Заметьте, что все это происходит в крестьянской избе, в присутствии отца и роженицы. Автор сделал эту сцену не без умысла. Он тотчас же поясняет, что “о. Василий забылся. Ему так не следовало говорить при несчастных родителях, особенно при Настасье; но он так был испуган поступком Степаниды, что не помнил, перед кем он говорил. Тяжелый стон Настасьи вывел его из забывчивости. Он понял (свою) оплошность, быстро подошел к кровати и старался загладить свою вину перед Настасьей”. “Прости меня, — начал он, обратясь к роженице, и сказал ей весьма риторическую речь, после которой “Настасья казалась спокойною”, а о. Василий, сделав еще тут же сильный выговор Степаниде, учит ее вперед крестить слабых детей таким образом: “Возьми ребеночка-то слабенького, налей в чашку богоявленской водицы, а нет богоявленской, так и простой налей, и поливай рукою водицу на голову ребенка трижды. Польешь раз, скажи: крещается раб Божий такой-то, во имя Отца, аминь; польешь другой, — скажи: и Сына, аминь; польешь третий — скажи: и Святого Духа, аминь”.

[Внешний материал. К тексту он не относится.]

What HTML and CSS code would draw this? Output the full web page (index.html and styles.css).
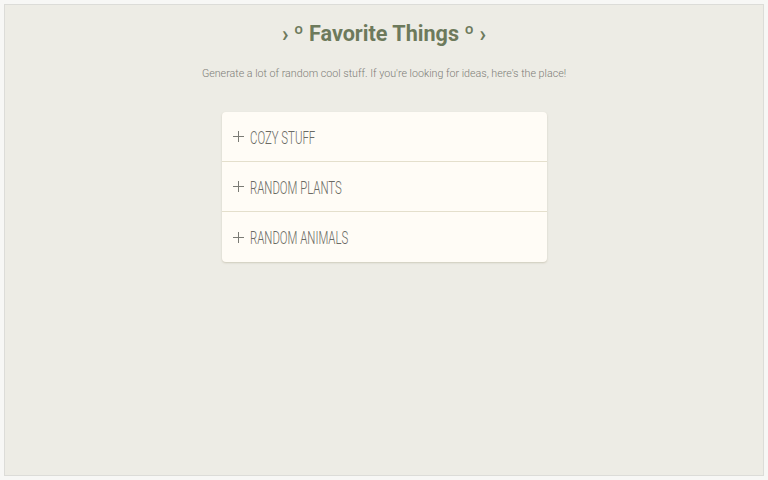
FILE: index.html
```html
<!DOCTYPE html>
<html lang="en">
<head>
    <meta charset="UTF-8">
    <meta name="viewport" content="width=device-width, initial-scale=1.0">
    <title>Favorite Things</title>
    <link rel="stylesheet" href="styles.css">
</head>
<body>
    <div class="page">
        <h1>› º Favorite Things º ›</h1>
        <p class="intro">Generate a lot of random cool stuff. If you're looking for ideas, here's the place!</p>

        <div class="accordion">
            <div class="item"><span class="plus"></span><span class="label">COZY STUFF</span></div>
            <div class="item"><span class="plus"></span><span class="label">RANDOM PLANTS</span></div>
            <div class="item"><span class="plus"></span><span class="label">RANDOM ANIMALS</span></div>
        </div>
    </div>
</body>
</html>
```

FILE: styles.css
```css
* {
    margin: 0;
    padding: 0;
    box-sizing: border-box;
}
body {
    background-color: #f7f7f5;
    padding: 4px;
    font-family: Roboto, "Liberation Sans", sans-serif;
}
.page {
    height: 472px;
    background-color: #edece5;
    border: 1px solid #dcdcd8;
    display: flex;
    flex-direction: column;
    align-items: center;
}
h1 {
    margin-top: 16px;
    font-size: 21.6px;
    font-weight: bold;
    color: #6d7a5c;
}
.intro {
    margin-top: 21px;
    font-size: 10.7px;
    font-weight: 300;
    color: #7d7d78;
}
.accordion {
    margin-top: 32px;
    width: 325px;
    background-color: #fffcf6;
    border-radius: 4px;
    box-shadow: 0 1px 2px rgba(150, 140, 110, 0.35);
}
.item {
    display: flex;
    align-items: center;
    height: 50px;
    padding-left: 11px;
    color: #6a6a64;
    border-bottom: 1px solid #e4dfcc;
}
.item:last-child {
    border-bottom: none;
}
.label {
    display: inline-block;
    font-size: 17.5px;
    font-weight: 300;
    transform: scaleX(0.65);
    transform-origin: left center;
    margin-top: 2px;
}
.plus {
    position: relative;
    width: 11px;
    height: 11px;
    margin-right: 6px;
}
.plus::before,
.plus::after {
    content: "";
    position: absolute;
    background-color: #7a7a74;
}
.plus::before {
    left: 0;
    top: 5px;
    width: 11px;
    height: 1px;
}
.plus::after {
    left: 5px;
    top: 0;
    width: 1px;
    height: 11px;
}
```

Степанида обещается вперед так поступать, и священник с дьячком и Митрием, держащим гробик, уезжают. Митрий дорогою находится в состоянии какого-то столбняка, из которого дьячок выводит его, подчуя табаком и рассказывая мужику, что “tabaca bona, tria fecit dona”.[88] Мужик развлекается и спрашивает: зароют ли его Ваню, получившего ненастоящее крещение, хоть на общем кладбище? Ему говорят, что зароют, потому что Ваня не опивица и не самоубийца. Мужик успокаивается.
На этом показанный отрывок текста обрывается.